Monday, July 19, 2010

Artist Statements say Nothing when Plagiarism is Involved

Artist Statements say Nothing when Plagiarism is Involved:

Since my involvement with it is safe to say that I’ve viewed the artwork of thousands of artists-- probably more in the hundreds of thousands-- online. I can remember days when it was not uncommon for me to view the work of at least 300 artists on a routine daily basis-- a constant search for potential interviews. Needless to say, I've viewed a lot of artwork and have read many artist statements as Senior Editor. Thus, I have learned to key in on potential problems concerning the statements of artists and the manner in which they gain exposure online.

While 'hunting' for potential myartspace blog interviews I often notice basic problems artists face concerning exposure when placing their best foot forward via the Internet. In some cases the problem is in the form of poor website design-- others, poor image quality of photos that have been uploaded. These only serve as professional trip lines when one is trying to advance his or her exposure. However, those errors can be corrected. Unfortunately, some of the problems I ’catch’ during my ’hunts’ are truly self-inflicted-- and can foster lasting damage to ones artistic ambition. The main issue-- individuals who plagiarize from the artist statements of others.
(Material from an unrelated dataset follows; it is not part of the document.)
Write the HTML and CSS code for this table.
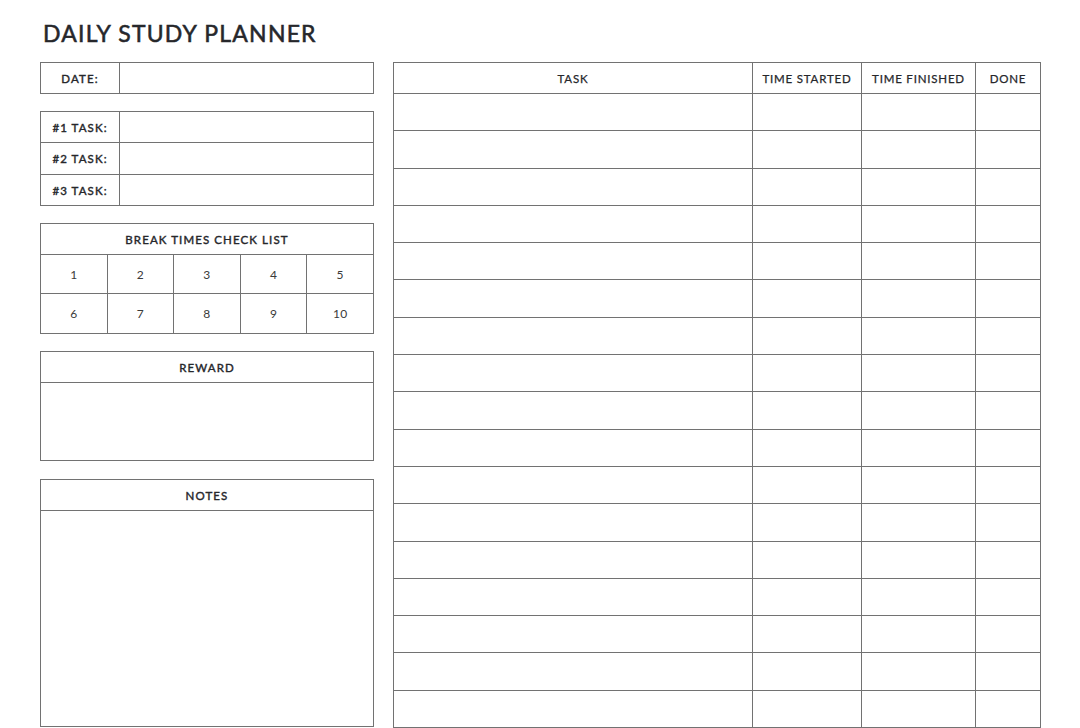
FILE: index.html
```html
<!DOCTYPE html>
<html>
<head>
<meta charset="utf-8">
<link rel="stylesheet" href="styles.css">
</head>
<body>
<div class="page">
  <div class="left">
    <h1 class="title">DAILY STUDY PLANNER</h1>
    <div class="grid date-box">
      <div class="cell label">DATE:</div>
      <div class="cell"></div>
    </div>
    <div class="grid tasks-box">
      <div class="cell label">#1 TASK:</div><div class="cell"></div>
      <div class="cell label">#2 TASK:</div><div class="cell"></div>
      <div class="cell label">#3 TASK:</div><div class="cell"></div>
    </div>
    <div class="grid break-box">
      <div class="cell label span5">BREAK TIMES CHECK LIST</div>
      <div class="cell num">1</div><div class="cell num">2</div><div class="cell num">3</div><div class="cell num">4</div><div class="cell num">5</div>
      <div class="cell num">6</div><div class="cell num">7</div><div class="cell num">8</div><div class="cell num">9</div><div class="cell num">10</div>
    </div>
    <div class="grid reward-box">
      <div class="cell label">REWARD</div>
      <div class="cell"></div>
    </div>
    <div class="grid notes-box">
      <div class="cell label">NOTES</div>
      <div class="cell"></div>
    </div>
  </div>
  <div class="grid main-table">
    <div class="cell label">TASK</div><div class="cell label">TIME STARTED</div><div class="cell label">TIME FINISHED</div><div class="cell label">DONE</div>
    <div class="cell"></div><div class="cell"></div><div class="cell"></div><div class="cell"></div>
    <div class="cell"></div><div class="cell"></div><div class="cell"></div><div class="cell"></div>
    <div class="cell"></div><div class="cell"></div><div class="cell"></div><div class="cell"></div>
    <div class="cell"></div><div class="cell"></div><div class="cell"></div><div class="cell"></div>
    <div class="cell"></div><div class="cell"></div><div class="cell"></div><div class="cell"></div>
    <div class="cell"></div><div class="cell"></div><div class="cell"></div><div class="cell"></div>
    <div class="cell"></div><div class="cell"></div><div class="cell"></div><div class="cell"></div>
    <div class="cell"></div><div class="cell"></div><div class="cell"></div><div class="cell"></div>
    <div class="cell"></div><div class="cell"></div><div class="cell"></div><div class="cell"></div>
    <div class="cell"></div><div class="cell"></div><div class="cell"></div><div class="cell"></div>
    <div class="cell"></div><div class="cell"></div><div class="cell"></div><div class="cell"></div>
    <div class="cell"></div><div class="cell"></div><div class="cell"></div><div class="cell"></div>
    <div class="cell"></div><div class="cell"></div><div class="cell"></div><div class="cell"></div>
    <div class="cell"></div><div class="cell"></div><div class="cell"></div><div class="cell"></div>
    <div class="cell"></div><div class="cell"></div><div class="cell"></div><div class="cell"></div>
    <div class="cell"></div><div class="cell"></div><div class="cell"></div><div class="cell"></div>
    <div class="cell"></div><div class="cell"></div><div class="cell"></div><div class="cell"></div>
  </div>
</div>
</body>
</html>
```
FILE: styles.css
```css
html, body {
  margin: 0;
  padding: 0;
  background: #fff;
  overflow: hidden;
}
body {
  font-family: "Lato", "Liberation Sans", sans-serif;
  color: #26272b;
}
.page {
  display: flex;
  align-items: flex-start;
  gap: 19px;
  padding-left: 40px;
  height: 728px;
}
.left {
  display: flex;
  flex-direction: column;
  gap: 17px;
  width: 334px;
}
.title {
  margin: 0;
  height: 46px;
  padding: 19px 0 0 3px;
  box-sizing: border-box;
  font-size: 23px;
  font-weight: 400;
  -webkit-text-stroke: 0.55px #26272b;
  letter-spacing: 1.2px;
  line-height: 28px;
  color: #26272b;
  margin-bottom: -1px;
}
.grid {
  display: grid;
  background: #727272;
  padding: 1px;
  gap: 1px;
  box-sizing: border-box;
}
.cell {
  background: #fff;
  display: flex;
  align-items: center;
  justify-content: center;
}
.label {
  font-size: 11.5px;
  font-weight: 400;
  -webkit-text-stroke: 0.4px #26272b;
  letter-spacing: 1.1px;
  color: #26272b;
}
.num {
  font-size: 12px;
  font-weight: 400;
  color: #3a3a3a;
  letter-spacing: 0.3px;
}
.date-box {
  grid-template-columns: 78px 1fr;
  grid-template-rows: 30px;
}
.tasks-box {
  grid-template-columns: 78px 1fr;
  grid-template-rows: 30px 31px 30px;
}
.break-box {
  grid-template-columns: repeat(5, 1fr);
  grid-template-rows: 30px 38px 39px;
}
.span5 {
  grid-column: span 5;
}
.reward-box {
  grid-template-rows: 30px 77px;
}
.notes-box {
  margin-top: 1px;
  grid-template-rows: 30px 215px;
}
.main-table {
  margin-top: 62px;
  width: 648px;
  height: 666px;
  grid-template-columns: 358px 108px 113px 64px;
  grid-template-rows: 30px repeat(17, 1fr);
}
.main-table .label {
  letter-spacing: 0.8px;
  -webkit-text-stroke: 0.25px #26272b;
}
```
In truth, I have ‘caught’ a few instances of plagiarized statements on myartspace as well as other social networking sites designed for artists-- and dealt with them accordingly-- while others have been brought to my attention. It is no secret that some artists have ‘borrowed’ from the artist statements of others since statements became the norm. Said practice has never been accepted-- and in my opinion, it only serves to limit the artist who is doing it. However, in this day and age-- one fueled by the power of the Internet-- it is increasingly more crucial for an artist to communicate with an authentic voice rather than ‘steal’ the words out of a fellow artists mouth.

In my opinion, the artist statement plagiarist risks damaging his or her professional presence more than ever. While it is true that some individuals do not care about the authenticity of an artist statement it is also clear that others take it very serious. This is compounded by the fact that it can take a mere Google search to expose an artist statement plagiarist. In other words, with just a few clicks an artist who has plagiarized his or her statement can easily face a lifetime of criticism and ridicule for that choice-- especially if the offended artist is involved in exposing the truth.

It is unfortunate that some artists place their practice, education, or other aspects of professionalism on the line simply because they are too lazy-- or don’t know their own work well enough-- to come up with their own words. After all, a plagiarized artist statement only ‘speaks’ to those who are not aware of the plagiarism. Once exposed-- said artist statement is silenced and the plagiarist-- from that point on-- will ‘hear’ the criticism and ridicule of his or her failure.

To put it bluntly, the artist statement plagiarist places an unneeded obstacle before himself or herself-- once exposed, the act of plagiarism is apt to block success, respect, and dignity. And for what? For an easy route? A lack of words? It is not worth it. An artist should strive to communicate authentically about his or her art-- an artist statement says nothing when plagiarism is involved.

Links of Interest:

The Artist Statement...again

My Art Advice: The Artist Statement

Take care, Stay true,

Brian Sherwin
Senior Editor

1 comment:

SeBiArt said...

Couldn't agree more. But what's most troubling about this post is that this happens at all! Great, another thing to worry about... I seriously never thought this went on where statements are concerned - and you make a solid point - it's near unimaginable to me that someone wouldn't be familiar enough with their own work to write their own statement!

But though you say it's easy to unearth plagiarists, I have to wonder; couldn't the appearance of such an act erroneously implicate the original composer? Should one consider copyrighting statements now? Eek!

On another note - what's the best resolution to use for websites? You've got me fretting on that now... And for that matter - flash or html? Gone to a couple talks at Calmet and CCNY about this - so many different views on this.